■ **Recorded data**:
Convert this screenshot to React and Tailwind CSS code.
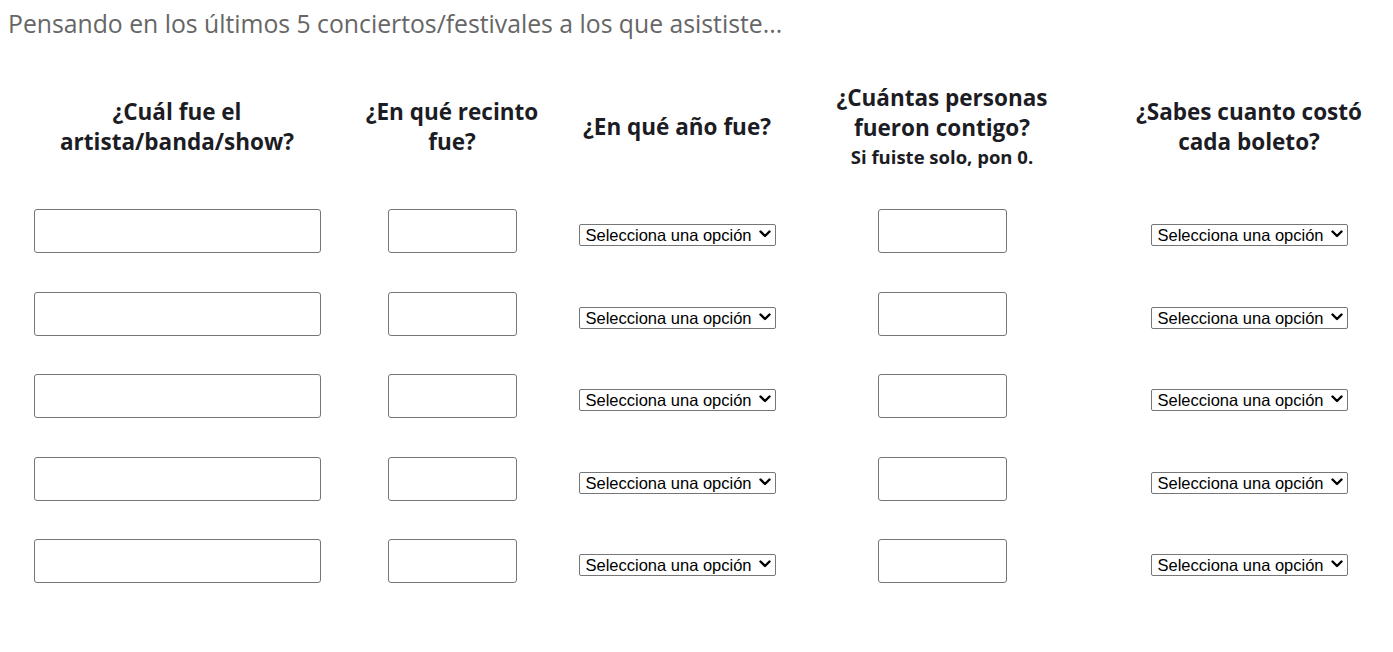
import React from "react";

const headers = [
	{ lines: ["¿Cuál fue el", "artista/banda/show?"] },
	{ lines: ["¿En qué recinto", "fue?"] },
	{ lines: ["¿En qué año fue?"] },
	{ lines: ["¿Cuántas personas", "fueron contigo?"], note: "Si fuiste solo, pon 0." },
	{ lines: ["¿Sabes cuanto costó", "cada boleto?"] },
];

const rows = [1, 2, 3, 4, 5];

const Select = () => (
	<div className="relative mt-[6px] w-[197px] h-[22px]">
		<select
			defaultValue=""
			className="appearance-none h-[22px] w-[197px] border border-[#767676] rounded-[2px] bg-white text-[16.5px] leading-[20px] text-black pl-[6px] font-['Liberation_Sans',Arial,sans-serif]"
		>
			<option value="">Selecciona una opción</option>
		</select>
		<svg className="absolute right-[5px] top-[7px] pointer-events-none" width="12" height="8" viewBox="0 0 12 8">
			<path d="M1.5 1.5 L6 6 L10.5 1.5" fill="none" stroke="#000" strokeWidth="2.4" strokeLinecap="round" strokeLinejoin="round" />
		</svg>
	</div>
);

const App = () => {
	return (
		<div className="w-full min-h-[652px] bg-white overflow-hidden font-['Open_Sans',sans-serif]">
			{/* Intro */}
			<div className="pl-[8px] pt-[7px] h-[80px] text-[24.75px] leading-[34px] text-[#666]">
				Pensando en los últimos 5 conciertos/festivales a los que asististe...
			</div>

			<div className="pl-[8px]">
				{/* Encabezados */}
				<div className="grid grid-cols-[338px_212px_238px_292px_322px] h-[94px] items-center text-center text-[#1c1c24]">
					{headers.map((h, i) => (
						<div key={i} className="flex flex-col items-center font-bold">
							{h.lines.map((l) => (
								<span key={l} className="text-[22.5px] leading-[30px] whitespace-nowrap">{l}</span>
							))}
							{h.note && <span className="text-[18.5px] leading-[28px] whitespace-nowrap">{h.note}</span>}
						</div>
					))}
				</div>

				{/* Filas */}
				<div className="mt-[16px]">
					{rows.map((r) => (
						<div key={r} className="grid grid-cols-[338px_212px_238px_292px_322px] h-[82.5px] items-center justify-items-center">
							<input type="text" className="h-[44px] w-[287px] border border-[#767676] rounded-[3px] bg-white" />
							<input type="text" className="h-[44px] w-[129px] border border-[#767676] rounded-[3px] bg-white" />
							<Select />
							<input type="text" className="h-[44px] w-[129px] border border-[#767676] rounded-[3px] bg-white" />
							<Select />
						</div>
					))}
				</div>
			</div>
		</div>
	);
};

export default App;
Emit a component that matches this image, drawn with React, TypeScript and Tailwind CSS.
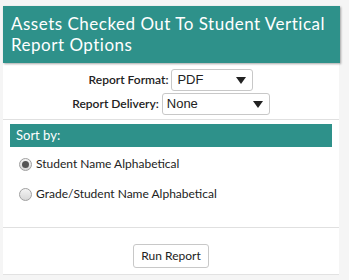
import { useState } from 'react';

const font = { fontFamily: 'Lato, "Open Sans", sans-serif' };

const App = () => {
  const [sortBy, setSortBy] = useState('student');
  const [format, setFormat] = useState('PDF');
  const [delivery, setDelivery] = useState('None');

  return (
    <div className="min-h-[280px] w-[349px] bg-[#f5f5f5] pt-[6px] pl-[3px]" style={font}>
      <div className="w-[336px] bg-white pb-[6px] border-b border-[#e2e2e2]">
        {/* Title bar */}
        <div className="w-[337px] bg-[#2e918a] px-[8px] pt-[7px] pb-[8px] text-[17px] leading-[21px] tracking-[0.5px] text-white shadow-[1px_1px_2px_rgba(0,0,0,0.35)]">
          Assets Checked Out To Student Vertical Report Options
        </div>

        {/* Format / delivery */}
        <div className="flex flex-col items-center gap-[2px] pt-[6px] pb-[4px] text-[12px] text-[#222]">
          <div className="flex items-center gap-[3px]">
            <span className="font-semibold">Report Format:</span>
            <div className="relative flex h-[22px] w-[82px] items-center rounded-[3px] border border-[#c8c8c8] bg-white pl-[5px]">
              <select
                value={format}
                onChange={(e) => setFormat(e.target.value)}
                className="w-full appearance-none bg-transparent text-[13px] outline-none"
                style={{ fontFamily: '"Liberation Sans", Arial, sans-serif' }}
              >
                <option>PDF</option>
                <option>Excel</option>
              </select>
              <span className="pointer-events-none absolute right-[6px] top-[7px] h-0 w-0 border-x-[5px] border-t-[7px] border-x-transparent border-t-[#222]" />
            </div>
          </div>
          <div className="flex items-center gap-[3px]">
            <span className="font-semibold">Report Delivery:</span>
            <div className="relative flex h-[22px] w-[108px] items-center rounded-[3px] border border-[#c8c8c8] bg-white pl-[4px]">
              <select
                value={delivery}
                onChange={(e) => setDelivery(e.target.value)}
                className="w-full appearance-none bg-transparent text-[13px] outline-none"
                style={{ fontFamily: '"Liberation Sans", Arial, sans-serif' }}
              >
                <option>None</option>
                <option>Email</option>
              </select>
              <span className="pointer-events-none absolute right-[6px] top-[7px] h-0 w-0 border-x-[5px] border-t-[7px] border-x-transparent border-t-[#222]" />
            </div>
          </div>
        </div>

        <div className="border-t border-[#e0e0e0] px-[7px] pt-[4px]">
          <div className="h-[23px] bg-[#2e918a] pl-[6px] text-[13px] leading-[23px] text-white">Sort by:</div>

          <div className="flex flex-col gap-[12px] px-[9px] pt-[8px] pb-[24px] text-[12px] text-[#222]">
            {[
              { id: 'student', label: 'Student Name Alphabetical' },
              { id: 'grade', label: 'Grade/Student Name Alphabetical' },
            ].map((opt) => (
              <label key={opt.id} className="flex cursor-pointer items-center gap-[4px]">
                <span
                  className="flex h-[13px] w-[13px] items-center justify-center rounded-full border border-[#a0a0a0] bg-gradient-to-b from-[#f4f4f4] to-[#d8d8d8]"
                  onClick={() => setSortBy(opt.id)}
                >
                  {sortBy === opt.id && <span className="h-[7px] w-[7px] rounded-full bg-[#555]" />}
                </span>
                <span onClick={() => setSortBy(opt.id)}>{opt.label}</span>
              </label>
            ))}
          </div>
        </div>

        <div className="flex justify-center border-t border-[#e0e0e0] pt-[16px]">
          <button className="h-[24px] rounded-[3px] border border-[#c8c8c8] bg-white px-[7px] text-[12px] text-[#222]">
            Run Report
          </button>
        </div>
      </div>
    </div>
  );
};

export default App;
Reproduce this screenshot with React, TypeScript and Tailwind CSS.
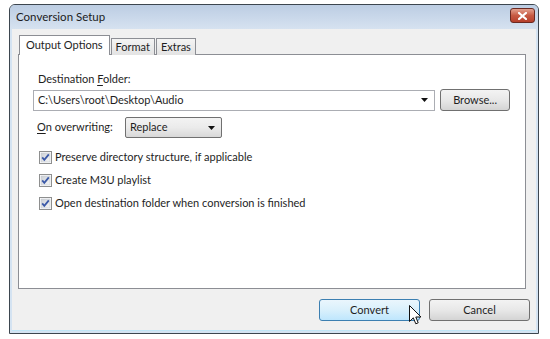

■ **EXERCISE DIRECTIONS**:
Using the listing above, pull out all lines that hold the word "with".

■ **CORRECT ANSWER**:
Emit a component that matches this image, drawn with React, TypeScript and Tailwind CSS.
Reproduce this screenshot with React, TypeScript and Tailwind CSS.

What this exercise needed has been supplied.